On release, after he had "paid his debt to society," he discovers that there is an ongoing "interest" payment he must make. He carries a yellow card, detailing his status, which he must present to anyone he engages for lodging, for food, for work. Discrimination formalized in that presentation. He is summarily rejected at every doorway, every inn, every job. Sounds eerily familiar in our "enlightened" world 200 years later.

 

You know the rest of the story (Spoiler Alert!). He becomes, through the redemptive interventions of a priest living the Gospel, a successful businessperson and, eventually, an elected official, a Mayor. Jean Valjean becomes Monsieur Madeleine.

 

He is hounded throughout by the corrections system, but ultimately, love overcomes even that impediment as he repeatedly gives his life for others.

 

Even with the priestly intervention of resources, only when Valjean has employment does he engage a trajectory that offers stability and philanthropy.

 

In Hugo's story, we are reminded of the difficulty of re-engaging life for those who have served time and "paid their debt." Without that serendipitous good fortune of love, Valjean's bitterness would have lead back to the prison galleys.

 

Without having a friend who served more than two decades and is now released with a bracelet and intrusive parole officer, I would not understand the power of Hugo's story or the lingering reality of its themes two centuries later.
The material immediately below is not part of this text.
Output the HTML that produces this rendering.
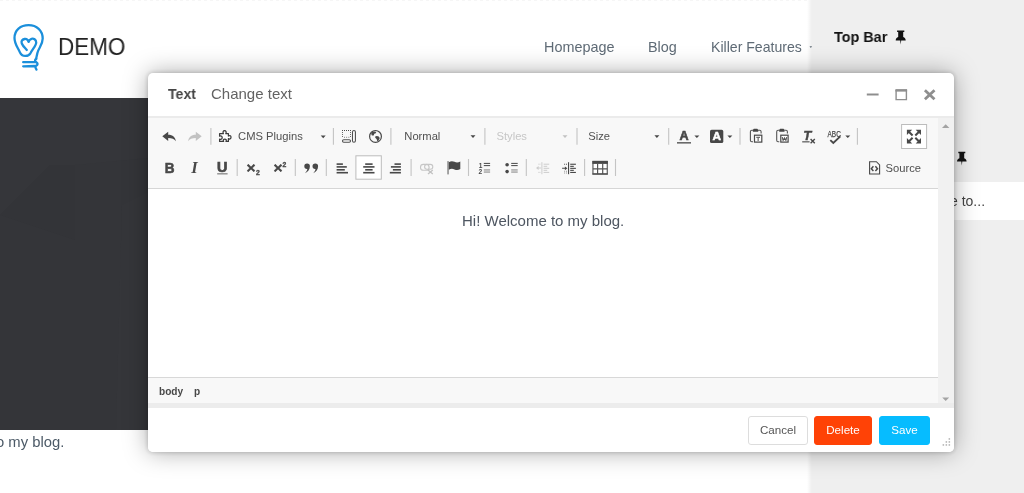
<!DOCTYPE html>
<html lang="en">
<head>
<meta charset="utf-8">
<title>DEMO - Change text</title>
<style>
*{box-sizing:border-box;margin:0;padding:0}
html,body{width:1024px;height:493px;overflow:hidden;background:#fff}
body{position:relative;font-family:"Liberation Sans",sans-serif;color:#333}
.abs{position:absolute}
#ov,.t,.btn{will-change:transform}
.t{position:absolute;white-space:nowrap;line-height:1;transform-origin:0 0}
/* page behind */
#hero{left:0;top:98px;width:811px;height:332px;background:#343539}
#side{left:811.500px;top:0;width:212.500px;height:493px;background:#efefef}
#sideshadow{left:807px;top:0;width:4.500px;height:493px;background:linear-gradient(to right,rgba(0,0,0,0),rgba(0,0,0,.065))}
#siderow{left:811.500px;top:182px;width:212.500px;height:38px;background:#fff}
.nav{font-size:14px;color:#5f6b76}
/* modal */
#modal{left:148px;top:73px;width:806px;height:379px;background:#fff;border-radius:5px;box-shadow:0 0 5px rgba(0,0,0,.22),0 0 24px rgba(0,0,0,.34)}
#mhead{left:0;top:0;width:806px;height:45px;border-bottom:2px solid #ebebeb}
#tb{left:0;top:45px;width:790px;height:71px;background:#f8f8f8;border-bottom:1.400px solid #d6d6d6}
#sb{left:790px;top:45px;width:16px;height:290.400px;background:#f1f1f1}
#path{left:0;top:304px;width:790px;height:26.4px;background:#f8f8f8;border-top:1px solid #d8d8d8}
#strip{left:0;top:330.400px;width:806px;height:5px;background:#ececec}
#mfoot{left:0;top:335.400px;width:806px;height:43.600px;border-top:0 solid #ddd;background:#fff;border-radius:0 0 5px 5px}
.sep{position:absolute;width:1px;height:16px;background:#bcbcbc}
.btn{position:absolute;height:28.500px;top:7.300px;border-radius:3px;font-size:11.6px;line-height:26.5px;text-align:center}
.cb{font-size:12px;color:#484848}
.ic{position:absolute;width:16px;height:16px;overflow:visible}
.arr{position:absolute;width:0;height:0;border-left:3px solid transparent;border-right:3px solid transparent;border-top:3px solid #484848}
</style>
</head>
<body>
<!-- page header -->
<div class="t" id="demo" style="left:58.400px;top:35px;font-size:24px;color:#222;transform:scaleX(.937)">DEMO</div>
<div class="t nav" id="n1" style="left:544.200px;top:39.800px;font-size:14.400px">Homepage</div>
<div class="t nav" id="n2" style="left:647.700px;top:39.800px;font-size:14.400px">Blog</div>
<div class="t nav" id="n3" style="left:710.800px;top:40px;font-size:14.100px">Killer Features</div>
<div class="abs" id="topdash" style="left:0;top:0;width:808px;height:1px;background:repeating-linear-gradient(to right,#f6f6f6 0 3px,#fff 3px 6px)"></div>
<div class="abs" id="hero"><svg width="811" height="332" viewBox="0 98 811 332" style="display:block"><path d="M0 98H148V158L75 165L50 165L0 215Z" fill="#35363a"/><path d="M50 165H75V240L0 215Z" fill="#333438"/><path d="M122 205L148 192V430H116Z" fill="#35363a"/></svg></div>
<div class="t" id="under" style="left:-3.9px;top:434.5px;font-size:14.8px;color:#4c5a67">o my blog.</div>

<!-- sidebar -->
<div class="abs" id="sideshadow"></div>
<div class="abs" id="side"></div>
<div class="abs" id="siderow"></div>
<div class="t" id="topbar" style="left:834px;top:28.500px;font-size:15px;transform:scaleX(.96);font-weight:bold;color:#111">Top Bar</div>
<div class="t" id="eto" style="left:950px;top:194px;font-size:14px;color:#444">e to...</div>

<!-- modal -->
<div class="abs" id="modal">
 <div class="abs" id="mhead"></div>
 <div class="t" id="mt1" style="left:20px;top:13px;font-size:15px;transform:scaleX(.94);font-weight:bold;color:#454545">Text</div>
 <div class="t" id="mt2" style="left:63px;top:13px;font-size:15px;color:#636363">Change text</div>
 <div class="abs" id="tb"></div>
 <div class="abs" id="sb"></div>
 <div class="t" id="hi" style="left:313.500px;top:139.600px;font-size:15px;color:#4e5661">Hi! Welcome to my blog.</div>
 <div class="abs" id="path"></div>
 <div class="abs" id="strip"></div>
 <div class="t" id="pb" style="left:11px;top:313.800px;font-size:10.1px;font-weight:bold;color:#484848">body</div>
 <div class="t" id="pp" style="left:45.600px;top:313.800px;font-size:10.1px;font-weight:bold;color:#484848">p</div>
 <div class="abs" id="mfoot">
  <div class="btn" id="bcancel" style="left:600px;width:60px;border:1px solid #ddd;color:#555;background:#fff">Cancel</div>
  <div class="btn" id="bdelete" style="left:666px;width:58px;background:#ff4206;color:#fff;border:1px solid #ff4206">Delete</div>
  <div class="btn" id="bsave" style="left:731px;width:51px;background:#06bcff;color:#fff;border:1px solid #06bcff">Save</div>
 </div>
</div>

<!-- icon overlay in page coordinates -->
<svg class="abs" id="ov" style="left:0;top:0" width="1024" height="493" viewBox="0 0 1024 493" font-family="Liberation Sans, sans-serif">
<g id="logo" fill="none" stroke="#1b8fdb" stroke-width="2.300" stroke-linecap="round" stroke-linejoin="round">
 <path d="M36.200 58.800C36.400 57 36.900 55.500 37.400 53C38.500 48 42.700 45 42.700 38.600C42.700 30.500 36.700 25.100 28.600 25.100C20.500 25.100 14.500 30 14.500 38C14.500 44 17.800 47.500 19.800 52.100C21 55 23.500 56 25.600 55.900C28 55.800 29.500 54.800 30.400 53.300C33 48.500 36.200 45.500 36.200 42.500C36.200 39.500 33.500 38 31.500 38.800C29.800 39.400 29 40.500 28.600 41.800C28 40 26.500 38.600 24.500 39C22 39.500 21 41.500 21.800 43.500C22.800 46 25 48 26.800 50"/>
 <path d="M23.200 62.100L35.500 61.800M23.200 66.300L34.500 66M36.200 58.800C34.500 60 34.800 61.200 36.300 62.200C38 63.300 38 64.800 36.300 65.600C35 66.300 35.200 67.500 36.500 69.600"/>
</g>
<g id="pins" fill="#111">
 <path d="M897.1 30.4h7.2v1.6h-1.1v5c1.5.6 2.5 1.8 2.5 3.4h-10c0-1.6 1-2.8 2.5-3.4v-5h-1.1zM900.2 40.4h1l-.5 4z"/>
 <path d="M958.3 151.7h7v1.6h-1.1v5c1.5.6 2.4 1.7 2.4 3.3h-9.6c0-1.6.9-2.7 2.4-3.3v-5h-1.1zM961.3 161.6h1l-.5 3.8z"/>
</g>
<path id="navcaret" d="M809.5 46.3h2.6l-1.3 1.6z" fill="#5f6b76"/>
<g id="winbtns" fill="none" stroke="#8e8e8e">
 <path d="M866.800 94.500h11.800" stroke-width="2"/>
 <path d="M896.100 90.600h10.300v9h-10.300z" stroke-width="1.400"/><path d="M895.400 90.300h11.700" stroke-width="2.400"/>
 <path d="M924.900 90.300l9.600 9M934.500 90.300l-9.600 9" stroke-width="2.800"/>
</g>
<g id="seps" stroke="#c4c4c4" stroke-width="1.1">
 <path d="M210.9 128v16.7M333.4 128v16.7M390.9 128v16.7M484.9 128v16.7M577 128v16.7M668.7 128v16.7M740 128v16.7M857.4 128v16.7"/>
 <path d="M237.2 159v16.9M295.3 159v16.9M326.3 159v16.9M411.1 159v16.9M468.5 159v16.9M526.3 159v16.9M584.6 159v16.9M615.5 159v16.9"/>
</g>
<g id="row1" fill="#484848">
 <path id="undo" d="M162.300 136.300l5.900-4.600v3c4.600 0 7.200 2.400 7.600 6.500c-1.500-2.200-3.800-3.200-7.600-3.200v2.900z"/>
 <path id="redo" fill="#c2c2c2" d="M201.700 136.300l-5.900-4.600v3c-4.600 0-7.200 2.400-7.600 6.500c1.500-2.200 3.800-3.200 7.600-3.200v2.900z"/>
 <path id="puzzle" fill="#fff" stroke="#3c3c3c" stroke-width="1.250" stroke-linejoin="round" d="M219.600 133.700h3.800c-.9-2-.1-3.100 1.200-3.100s2.100 1.100 1.200 3.100h2.600v2.300c1.700-1 2.600 0 2.600 1.300s-.9 2.300-2.600 1.300v2.800h-2.400c.8-1.600 0-2.400-1.200-2.400s-2 .8-1.200 2.400h-4v-2.400c1.800.8 2.600-.2 2.600-1.400s-.8-2.200-2.600-1.400z"/>
 <g id="blocks" fill="none" stroke="#4e4e4e" stroke-width="1">
  <path d="M342 130.500h9" stroke-dasharray="1 1"/>
  <path d="M342.500 132v6M350.500 132v6" stroke-dasharray="1 1" stroke="#6a6a6a"/>
  <path d="M344 137.300h5.400" stroke-dasharray=".9 1.300" stroke="#777"/>
  <rect x="342.500" y="139.800" width="8" height="2.500" rx="1.250" fill="#fff" stroke-width="1.100"/>
  <rect x="352.500" y="130.500" width="2.900" height="11.700" rx="1.450" fill="#fff" stroke-width="1.100"/>
 </g>
 <g id="globe"><circle cx="375.500" cy="136.400" r="5.900" fill="none" stroke="#484848" stroke-width="1.200"/>
  <path d="M372.300 131.800l3.200-.4l.8 1.600l-2 .8l-.6 1.800l-1.800-.2l-.8-1.600zM375.600 136l2.800.2l1.400 1.800l-1.200 2.600l-1.200 .8l-.8-2.400l-1.400-1.200z"/></g>
 <g id="arrows"><path d="M320.700 135.600h5l-2.500 2.600zM470.500 135.300h5l-2.500 2.600zM654.400 135.300h5l-2.500 2.600zM694.400 135.400h5l-2.500 2.600zM727.400 135.400h5l-2.500 2.600zM845.300 135.400h5l-2.500 2.600z"/><path fill="#c2c2c2" d="M562.500 135.300h5l-2.500 2.600z"/></g>
 <text x="404.300" y="139.900" font-size="11.200" fill="#505050">Normal</text>
 <text x="496.500" y="139.900" font-size="11.200" fill="#c6c6c6">Styles</text>
 <text x="588.200" y="139.900" font-size="11.200" fill="#505050">Size</text>
 <text x="238.100" y="139.900" font-size="11.200" fill="#505050">CMS Plugins</text>
 <text x="679.500" y="140" font-size="12.600" font-weight="bold" stroke="#484848" stroke-width=".600">A</text>
 <rect x="677" y="142.200" width="14" height="1.300"/>
 <rect x="710" y="129.800" width="13.300" height="13.200" rx="1.600"/>
 <text x="712.400" y="140.400" font-size="11.800" font-weight="bold" fill="#fff" stroke="#fff" stroke-width=".500">A</text>
 <g id="ptext" fill="none" stroke="#484848" stroke-width="1">
  <path d="M753 141.700h-1.200c-.8 0-1.400-.6-1.400-1.400v-8.600c0-.8.600-1.400 1.400-1.400h1.400M758 130.300h1.700c.8 0 1.400.6 1.400 1.400v1.800" stroke="#555" stroke-width="1.100"/>
  <path d="M752.900 131.800v-1.400c0-.9.700-1.600 1.600-1.600h2.100c.9 0 1.600.7 1.600 1.600v1.400z" fill="#484848" stroke="none"/>
  <rect x="754.5" y="135.200" width="7.300" height="6.900" fill="#fff" stroke-width="1.200"/>
  <path d="M756.300 137.300h3.700M758.150 137.300v3.700" stroke="#6e6e6e" stroke-width="1.250"/>
 </g>
 <g id="pword" fill="none" stroke="#484848" stroke-width="1">
  <path d="M779.3 141.700h-1.200c-.8 0-1.400-.6-1.400-1.400v-8.600c0-.8.600-1.400 1.400-1.400h1.400M784.3 130.300h1.700c.8 0 1.400.6 1.400 1.400v1.800" stroke="#555" stroke-width="1.100"/>
  <path d="M779.200 131.800v-1.400c0-.9.700-1.600 1.600-1.600h2.100c.9 0 1.600.7 1.600 1.600v1.400z" fill="#484848" stroke="none"/>
  <rect x="780.8" y="135.200" width="7.300" height="6.900" fill="#fff" stroke-width="1.200"/>
  <path d="M782.300 137.200l.8 3.200l1.400-2.500l1.400 2.500l.8-3.200" stroke="#555" stroke-width="1.050"/>
 </g>
 <g id="rmfmt">
  <text x="803.200" y="140.200" font-size="13.200" font-weight="bold" font-style="italic" stroke="#484848" stroke-width=".400">T</text>
  <rect x="802.200" y="141.300" width="7.400" height="1.100"/>
  <path d="M810.600 139l4.200 4.200M814.800 139l-4.200 4.200" stroke="#484848" stroke-width="1.400" fill="none"/>
 </g>
 <g id="spell">
  <text x="827.600" y="136.700" font-size="8.400" textLength="13.200" lengthAdjust="spacingAndGlyphs" stroke="#484848" stroke-width=".250">ABC</text>
  <path d="M830.300 140.100l3 2.800l7-6.500" stroke="#484848" stroke-width="1.900" fill="none"/>
 </g>
 <g id="maxi">
  <rect x="901.600" y="124.500" width="25" height="24" fill="#fff" stroke="#bcbcbc" stroke-width="1"/>
  <path d="M906.900 129.800h5.300l-5.300 5.300zM921 129.800v5.300l-5.300-5.300zM906.900 143.400v-5.300l5.300 5.300zM921 143.400h-5.300l5.300-5.300z"/>
  <path d="M908.600 131.500l4 4M919.300 131.500l-4 4M908.600 141.700l4-4M919.300 141.700l-4-4" stroke="#484848" stroke-width="2" fill="none"/>
 </g>
</g>
<g id="row2" fill="#484848">
 <text x="164.700" y="173" font-size="14.900" font-weight="bold" stroke="#484848" stroke-width=".600" textLength="9.800" lengthAdjust="spacingAndGlyphs">B</text>
 <text x="191.300" y="173.100" font-size="16.600" font-weight="bold" font-style="italic" font-family="Liberation Serif, serif">I</text>
 <text x="217" y="171.800" font-size="13.800" font-weight="bold" stroke="#484848" stroke-width=".700" textLength="10.400" lengthAdjust="spacingAndGlyphs">U</text>
 <rect x="217.200" y="173.100" width="10.400" height="1.400" fill="#8e8e8e"/>
 <text id="xs1" x="246.600" y="172.700" font-size="15.500" font-weight="bold" stroke="#484848" stroke-width=".450">×</text>
 <text x="255.900" y="174.500" font-size="6.800" font-weight="bold" stroke="#484848" stroke-width=".350">2</text>
 <text id="xs2" x="273.400" y="173.400" font-size="15.500" font-weight="bold" stroke="#484848" stroke-width=".450">×</text>
 <text x="282.500" y="166.900" font-size="6.800" font-weight="bold" stroke="#484848" stroke-width=".350">2</text>
 <path id="quote" d="M304.300 166.300a2.800 2.800 0 1 1 5.600 0c0 3.200-2 5.600-4.900 6.900c1.500-1.500 2.200-2.900 2.300-4.200a2.800 2.800 0 0 1-3-2.700zM312.500 166.300a2.800 2.800 0 1 1 5.600 0c0 3.200-2 5.600-4.900 6.900c1.500-1.500 2.200-2.900 2.300-4.200a2.800 2.800 0 0 1-3-2.700z"/>
 <g id="aleft"><rect x="336.600" y="163.300" width="6.300" height="1.600"/><rect x="336.600" y="166.100" width="10.200" height="1.600"/><rect x="336.600" y="169" width="8.200" height="1.600"/><rect x="336.600" y="171.900" width="11.400" height="1.600"/></g>
 <rect x="355.900" y="155.800" width="25.400" height="23.400" fill="#fff" stroke="#bcbcbc" stroke-width="1"/>
 <g id="acenter"><rect x="365.200" y="163.300" width="7.400" height="1.600"/><rect x="363.200" y="166.100" width="11.300" height="1.600"/><rect x="365.200" y="169" width="7.400" height="1.600"/><rect x="363.200" y="171.900" width="11.300" height="1.600"/></g>
 <g id="aright"><rect x="394.500" y="163.300" width="6.400" height="1.600"/><rect x="390.900" y="166.100" width="10" height="1.600"/><rect x="392.900" y="169" width="8" height="1.600"/><rect x="389.800" y="171.900" width="11.100" height="1.600"/></g>
 <g id="unlink" fill="none" stroke="#c6c6c6" stroke-width="1.100">
  <rect x="420.500" y="164.400" width="8.600" height="5.900" rx="2.900"/><rect x="424.600" y="164.400" width="8.200" height="4.800" rx="2.400"/>
  <path d="M428 169.900l4.800 4.200M432.800 169.900l-4.800 4.200" stroke-width="1.300" stroke="#c2c2c2"/>
 </g>
 <g id="anchor"><rect x="447.100" y="161.100" width="1.900" height="13.300" fill="#a0a0a0"/>
  <path d="M448.800 162.200c2-1.300 3.800-1.300 5.700-.4s3.800 .9 5.800-.4v7.600c-2 1.300-3.800 1.300-5.800 .4s-3.700-.9-5.700 .4z"/></g>
 <g id="olist"><text x="478.700" y="167.500" font-size="6.600" font-weight="bold">1</text><text x="478.500" y="174.300" font-size="6.600" font-weight="bold">2</text>
  <rect x="483.800" y="162.900" width="6.300" height="1"/><rect x="483.800" y="165.100" width="6.300" height="1"/><rect x="483.800" y="169.400" width="6.300" height="1.100" fill="#8c8c8c"/><rect x="483.800" y="171.500" width="6.300" height="1.100" fill="#8c8c8c"/></g>
 <g id="ulist"><circle cx="507.100" cy="164.700" r="1.800"/><circle cx="507.100" cy="171.600" r="1.800"/>
  <rect x="511.200" y="162.900" width="6.500" height="1"/><rect x="511.200" y="165.100" width="6.500" height="1"/><rect x="511.200" y="169.400" width="6.500" height="1.100" fill="#8c8c8c"/><rect x="511.200" y="171.500" width="6.500" height="1.100" fill="#8c8c8c"/></g>
 <g id="outdent" fill="#cdcdcd"><rect x="541.400" y="162.200" width="1" height="12"/>
  <path d="M536 168.100l2.600-2v1.500h2.300v1h-2.300v1.500z"/>
  <rect x="543.600" y="163.700" width="5.600" height="1"/><rect x="543.600" y="165.800" width="3.600" height="1"/><rect x="543.600" y="167.800" width="5.600" height="1"/><rect x="543.600" y="169.800" width="3.600" height="1"/><rect x="543.600" y="171.900" width="5.600" height="1"/>
  <rect x="538" y="163.700" width="2.600" height="1" opacity=".6"/><rect x="538" y="171.900" width="2.600" height="1" opacity=".6"/></g>
 <g id="indent"><rect x="568" y="162.200" width="1.100" height="12"/>
  <path d="M567.400 168.300l-2.500-1.900v1.400h-2.800v1h2.800v1.400z"/>
  <rect x="570.200" y="163.700" width="5.700" height="1.100"/><rect x="570.200" y="165.800" width="3.600" height="1.100"/><rect x="570.200" y="167.800" width="5.700" height="1.100"/><rect x="570.200" y="169.800" width="3.600" height="1.100"/><rect x="570.200" y="171.900" width="5.700" height="1.100"/>
  <path d="M564.100 163.700h1v1h-1zM566 163.700h1v1h-1z" opacity=".9"/><path d="M564.100 170.800h1v1h-1zM566 170.800h1v1h-1zM564.100 172.400h1v1h-1zM566 172.400h1v1h-1z" opacity=".55"/></g>
 <g id="table"><rect x="592.950" y="161.450" width="14.300" height="12.600" fill="#fff" stroke="#505050" stroke-width="1.100"/>
  <rect x="592.400" y="160.900" width="15.400" height="3"/>
  <path d="M597.600 163v11M602.700 163v11M592.900 168.800h14.400" stroke="#555" stroke-width="1.200" fill="none"/><rect x="592.400" y="173.300" width="15.400" height="1.300" fill="#505050"/></g>
 <g id="source"><path d="M869.600 161.700h6.800l3.200 3.200v9.100h-10z" fill="none" stroke="#484848" stroke-width="1.100"/>
  <path d="M873.400 166.300l-2.100 2.400l2.100 2.400M875.400 166.300l2.100 2.400l-2.100 2.400" fill="none" stroke="#484848" stroke-width="1.450"/>
  <text x="885.500" y="171.600" font-size="11.200" fill="#505050">Source</text></g>
</g>
<g id="scroll" fill="#a3a3a3"><path d="M942 128l3.700-3.700l3.700 3.700zM942.200 397.500l3.500 3.500l3.500-3.500z"/></g>
<g id="grip" fill="#b0b0b0"><rect x="948.600" y="438.200" width="1.500" height="1.500"/><rect x="945.600" y="441.200" width="1.500" height="1.500"/><rect x="948.600" y="441.200" width="1.500" height="1.500"/><rect x="942.600" y="444.200" width="1.500" height="1.500"/><rect x="945.600" y="444.200" width="1.500" height="1.500"/><rect x="948.600" y="444.200" width="1.500" height="1.500"/></g>
</svg>
</body>
</html>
To re-engage in life, my friend has more than a dozen people supporting his well-being, and still it is hard and day by day.

 

The antidote is present, thankfully. We have a better idea of what to do because of initiatives like Ready, Willing & Able and Delancey Street. Rather than relying on a lucky break or serendipitous encounter, RWA and efforts like it make the solitary miracle an everyday occurrence. Extending welcome and, yes, love to those who have "paid their debt," RWA in its rigor, encompassing security and a focus on "upward mobility" eases the "interest" payment of discrimination and rejection.

 

The means is supportive work, residential stability, and belief in each individual.

 

Took us a long time to put in place Hugo's essentials - love, work, responsibility, self-esteem. But they are now at work on the East Coast, Bay Area, and soon in one of the poorest communities in our country. Wherever, it's a formula that works - overcoming feelings of discrimination on the outside and feelings of lack of worth and cynicism on the inside.

 

Lincoln and Les Misérables. Movies that light the way to freedom, forgiveness, and faith. Inspiration on the silver screen. Get thee to the cinema!